LENT 2007
From the Editor...
God Inspired Dreamers Of Great Dreams
Ever have someone capture your imagination? Really grab a hold of you so you could not let what they said go?
I had a sports coach like that in high school once. “Make no
little plans for there is no magic in them to stir people's souls,” he
insisted. Before long, he was challenging me to consider trying
out for the varsity team at my high school. In this sport my
school's team had won the national championship a couple of years
before. I thought he had lost his mind at first — but he hooked
me. My life was really changed because he taught me to dream big
dreams.
Jesus was the ultimate captivator of human beings and their
imaginations. He talked of the Kingdom of God — nothing less than
God's reign in our midst. Living water, he said. The bread
of life. By the time he was finished with one woman he met she
had evangelized an entire village. Come and see a man who told me
all that I ever did (and graciously loved me anyway). Wow!
All this was brought to mind recently when I was following my daily ritual, after completing morning devotions, of reading the New York Times (a paper in one hand and a Bible in the other, Karl Barth once said. I hope you discover the joy of doing both daily).
On this particular day a front-page story in the Times appeared
about a plan to give a 150-dollar computer to all the children in the
two-thirds world. This was the brainchild of Nicholas Negroponte,
founding director of the M.I.T. media laboratory. The article
went on to spell out how, in spite of opposition from Microsoft and
Intel, as well as a number of educators, it just might happen.

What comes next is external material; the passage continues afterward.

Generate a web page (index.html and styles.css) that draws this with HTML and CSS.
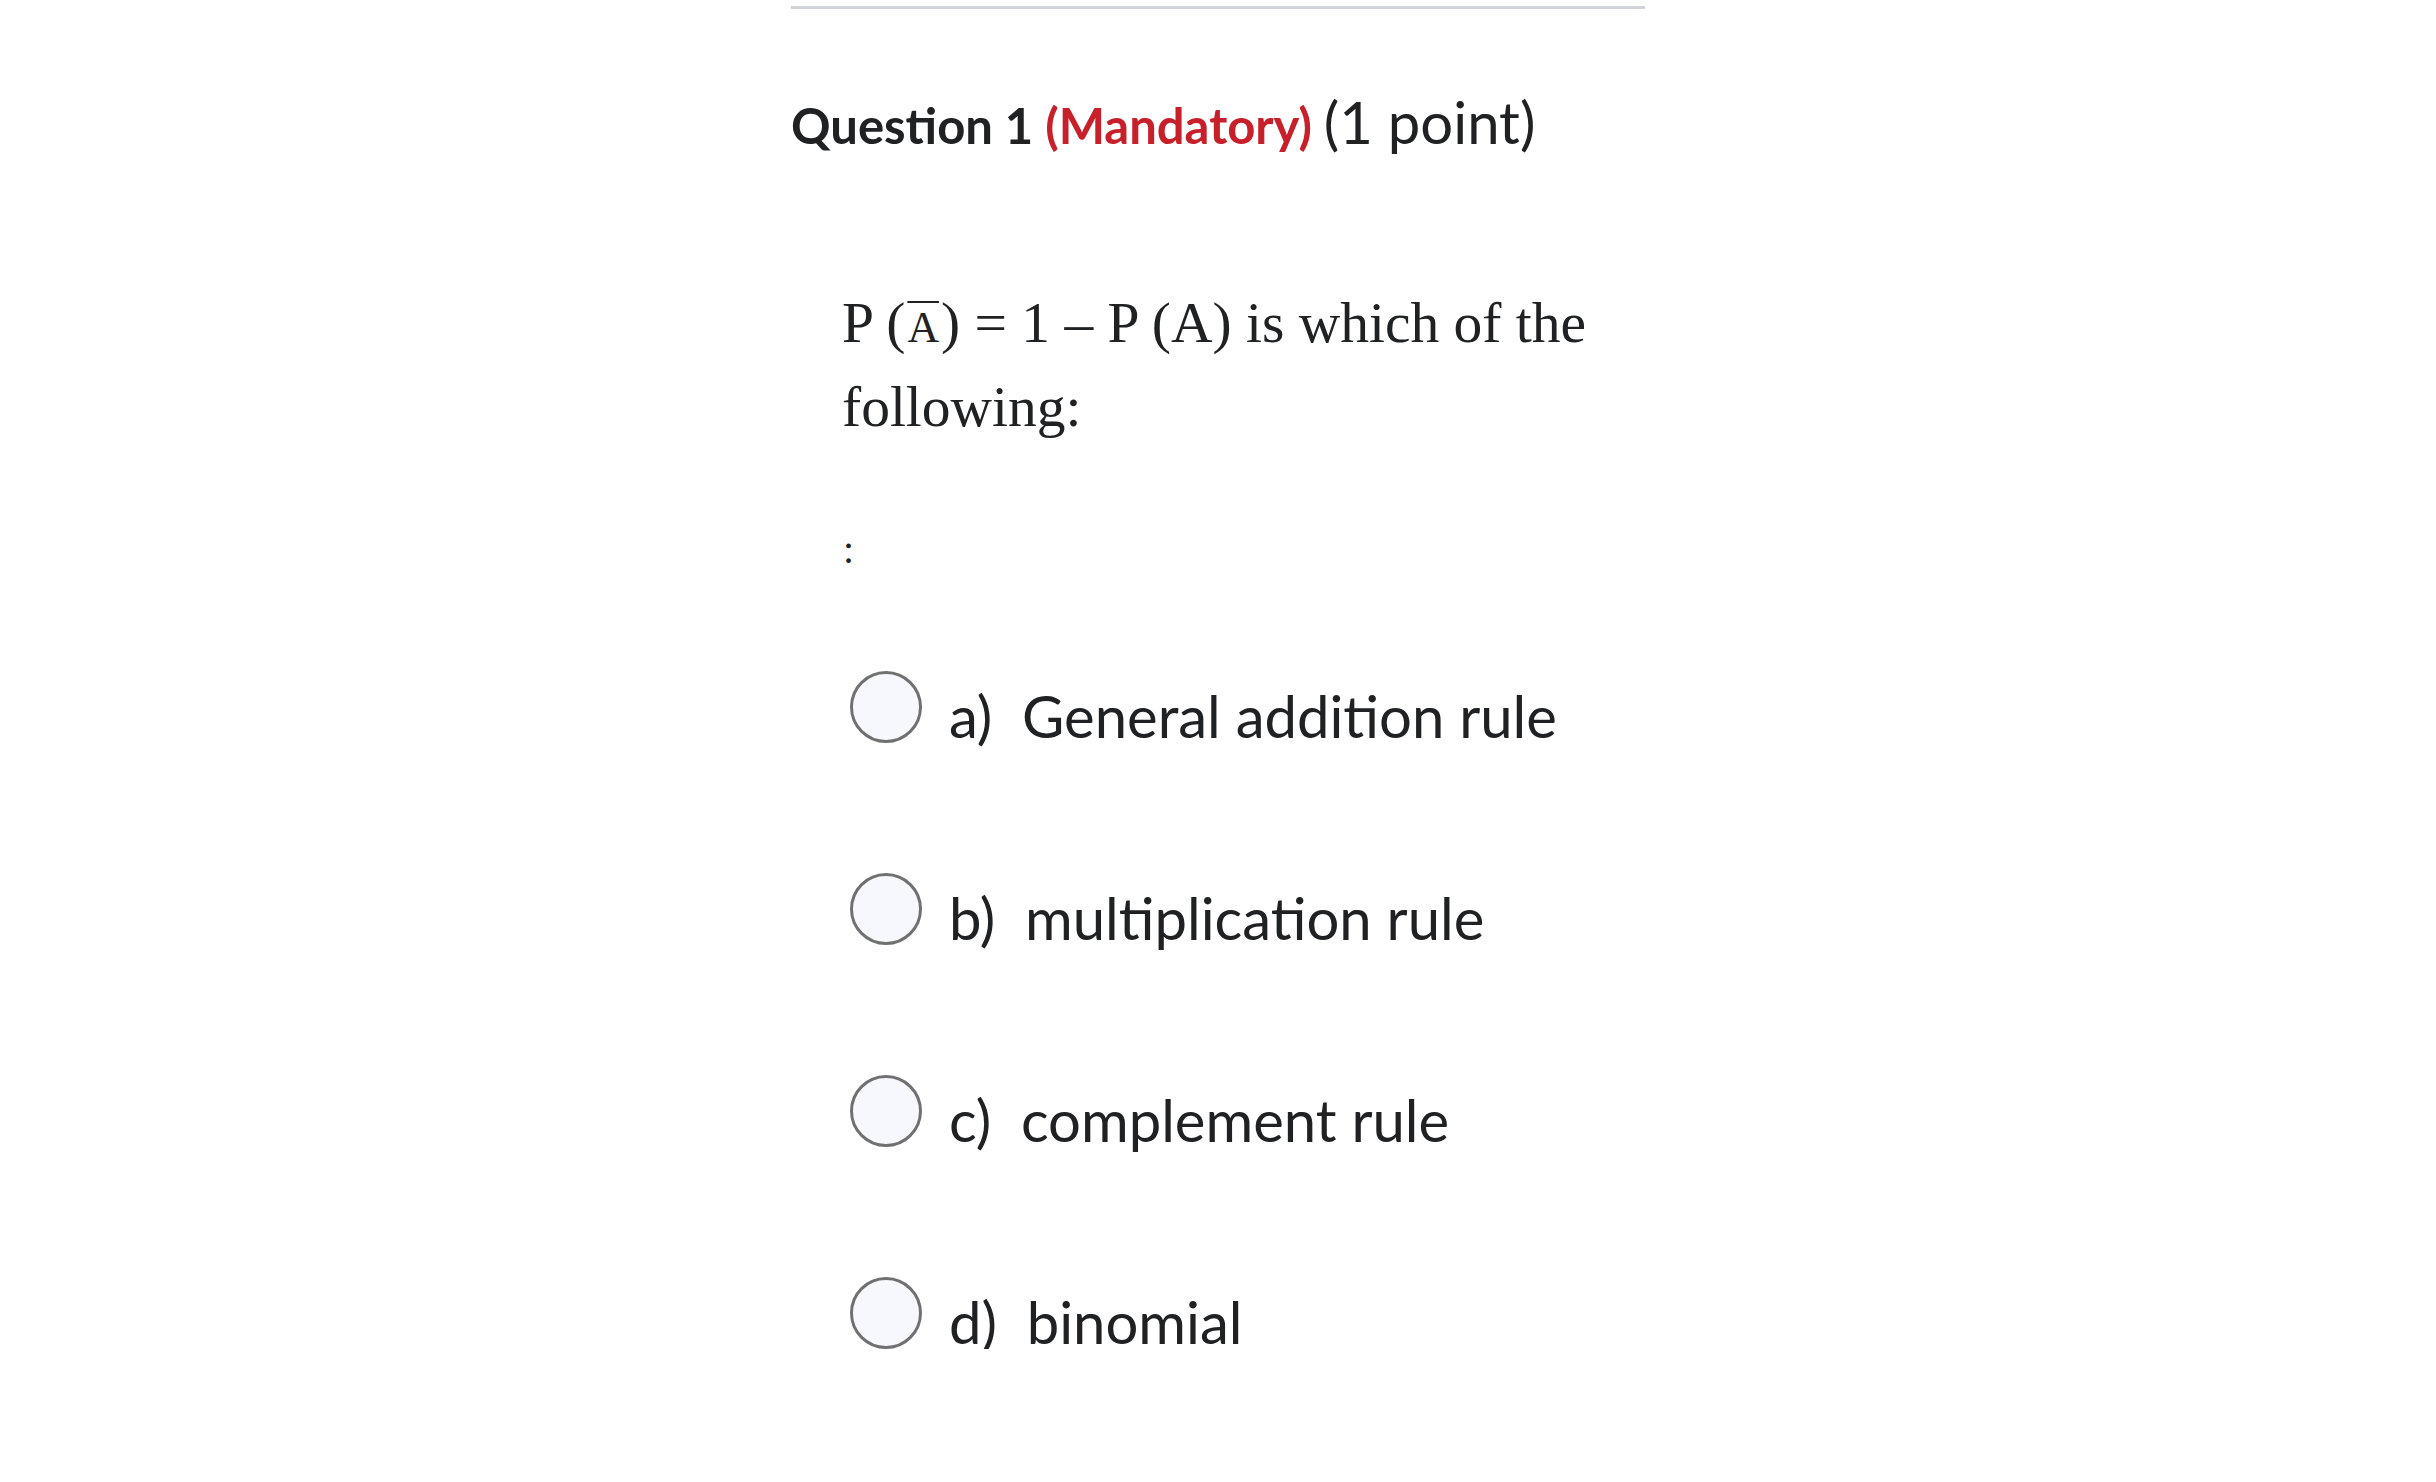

The machine can run just on sunlight. It doesn't even have a hard
drive. Holy cow!
Where are the disciples of Jesus with big ideas — ideas like
this? If I look around I see Tim Keller seeking to engross New
York, I watch Rick Warren trying to persuade America, and I read of
Benedict XVI trying to captivate Europe. It is no accident that
these figures are from evangelicalism and Roman Catholicism because at
present the future of Christianity in the West lies there and only
there.
Yet it is not too late for the mainline churches to participate in such
a challenging and wonderful future. It can only happen when we
are recaptured by our Lord and his gospel that seeks to bring the whole
truth of God to every whole person throughout the whole world.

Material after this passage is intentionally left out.